Shareholders elect a company’s board of directors. The board of directors votes on hiring for upper management positions. If leaders do not perform to the expectations, the board holds the power to fire them. Most organizations have annual performance reviews. These indicate whether or not a member of management meets their goals.
Upper Manager Responsibilities
Lower-level management positions oversee day-to-day operations. This includes:
- Interacting with the team of employees
- Managing supplies
Upper management oversees long-term strategic goals. They focus on the big picture and define company-wide initiatives. For example, let’s say that someone owns a bakery brand. The upper-level management sets strategic goals like:
- Opening new bakery locations
- Getting bakery items into stores
- Raising brand awareness
A middle manager puts together detailed plans for each of these goals. They work directly with lower-level management and employees. They also report back to an upper management professional with performance data. Lower-level management oversees day-to-day operations. If the bakery isn’t reaching goals, upper-management reviews data to see where they can make changes.
Common C-Suite Roles in Upper Management
C-suite is often synonymous with upper management. It is called the C-suite because executive job titles begin with the word “Chief.”
Chief Executive Officer (CEO)
This person holds a company’s highest position. They manage other c-suite positions and report to the board of directors. They are often the face of the company. This role doesn’t require a specific degree, but higher education of some kind is important. Individuals also gain leadership experience for years before becoming CEO.
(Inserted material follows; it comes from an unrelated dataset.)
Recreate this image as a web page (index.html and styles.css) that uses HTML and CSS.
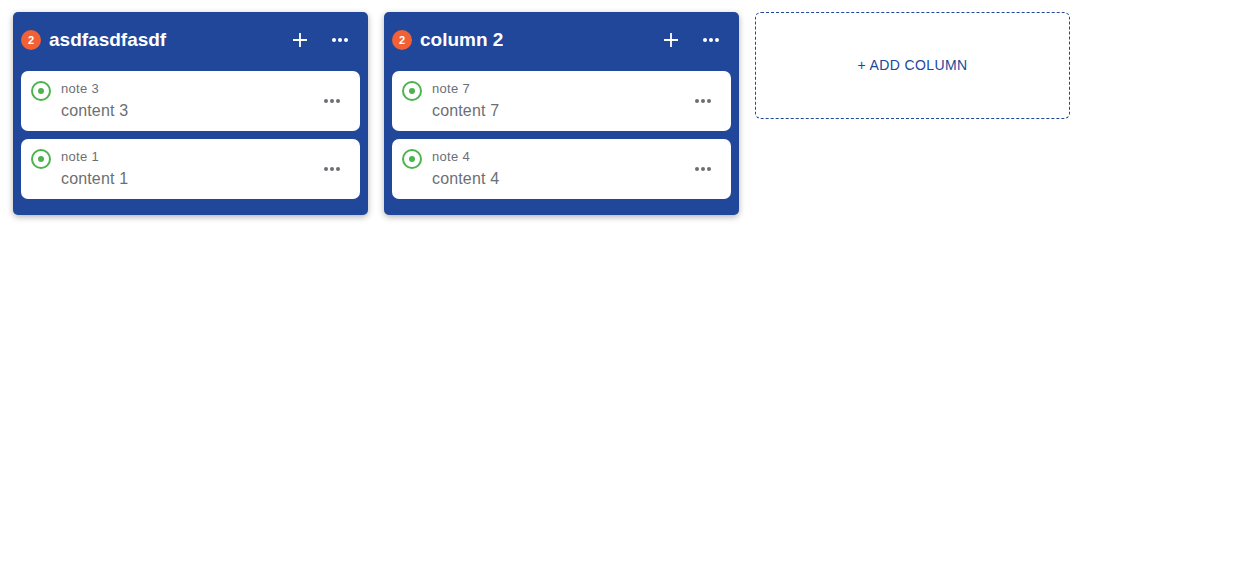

Chief Financial Officer (CFO)
The CFO oversees all financial aspects of a business. This includes financial analysts, accounting professionals, and other financial roles. Their responsibilities are to oversee the company’s portfolio and make strategic business recommendations. CFOs often weigh in with risk management insight before making business decisions.
Chief Information Officer (CIO)
This leader oversees technology within a company. They have a background in programming, coding, or project management. The CIO ensures that a company has the correct technology at all levels. They may also be called Chief Technology Officers.
Chief Operating Officer (COO)
The COO oversees the Personnel. They lead human resources and often help establish the personnel structure. This person develops a plan for recruiting talent, retaining teams, and employee engagement. They may also oversee the administrative teams and training departments. This person is second in line to the CEO.
Chief Marketing Officer (CMO)
Marketing is crucial for building a strong company. The CMO develops a marketing and branding strategy. This includes product development, online presence, and even layouts for physical storefronts. They oversee a team of marketing professionals.
Other Upper Management Roles
An executive director usually serves in the top management position at a nonprofit organization. The executive director position is similar to that of a CEO at a for-profit company. This person reports to the board of directors and may have a COO as a management counterpart.
Executive directors at nonprofits strategize and lead fundraising efforts. They are also responsible for raising awareness of their organization’s mission. Executive directors achieve this by networking in their communities. Similar to for-profit organizations, the board usually appoints an executive director.
A vice president is usually second in line to the president. A company’s CEO is often also the president. Both for-profit companies and nonprofit organizations can have a vice president. Many times there are multiple vice presidents. Some companies use vice president titles in place of “Chief” titles. Others have vice president positions in line underneath the Chief Officers.
Leaders in upper management help to oversee high level business operations. They report directly to the CEO and often specialize in a niche area in the company. Examples include technology, finance, and marketing. Upper managers may have “Chief” or “Vice President” titles. Both for-profit and nonprofit organizations have upper management roles. Specific job titles and responsibilities vary from company to company.
Frequently Asked Questions About Upper Management
What is upper management vs. C-suite?
These two are often the same. Upper management may include other roles in addition to C-suite executives.
How can you improve upper management skills?
Never stop learning. Seek out professional training that helps you in areas where you’re the weakest. Take constructive criticism and apply it to your future projects.
How can you get into upper management?
Upper management personnel members often have higher education degrees. Earn at least a bachelor’s degree in a relevant field. Then, work your way up through management roles to gain experience. Invest in continuing your education.
What is the difference between lower upper and upper management?
Lower level management serves as an example or role model for the employees that they manage. Their main focus is to control and direct. Upper management is focused on business strategy and making complex decisions that make the company profitable.
How do you influence upper management?
Influencing upper management starts with seeing things from their perspective and understanding what motivates them and what their goals are. Your communication skills must be effective, direct, and persuasive. You may also need to garner support from other colleagues.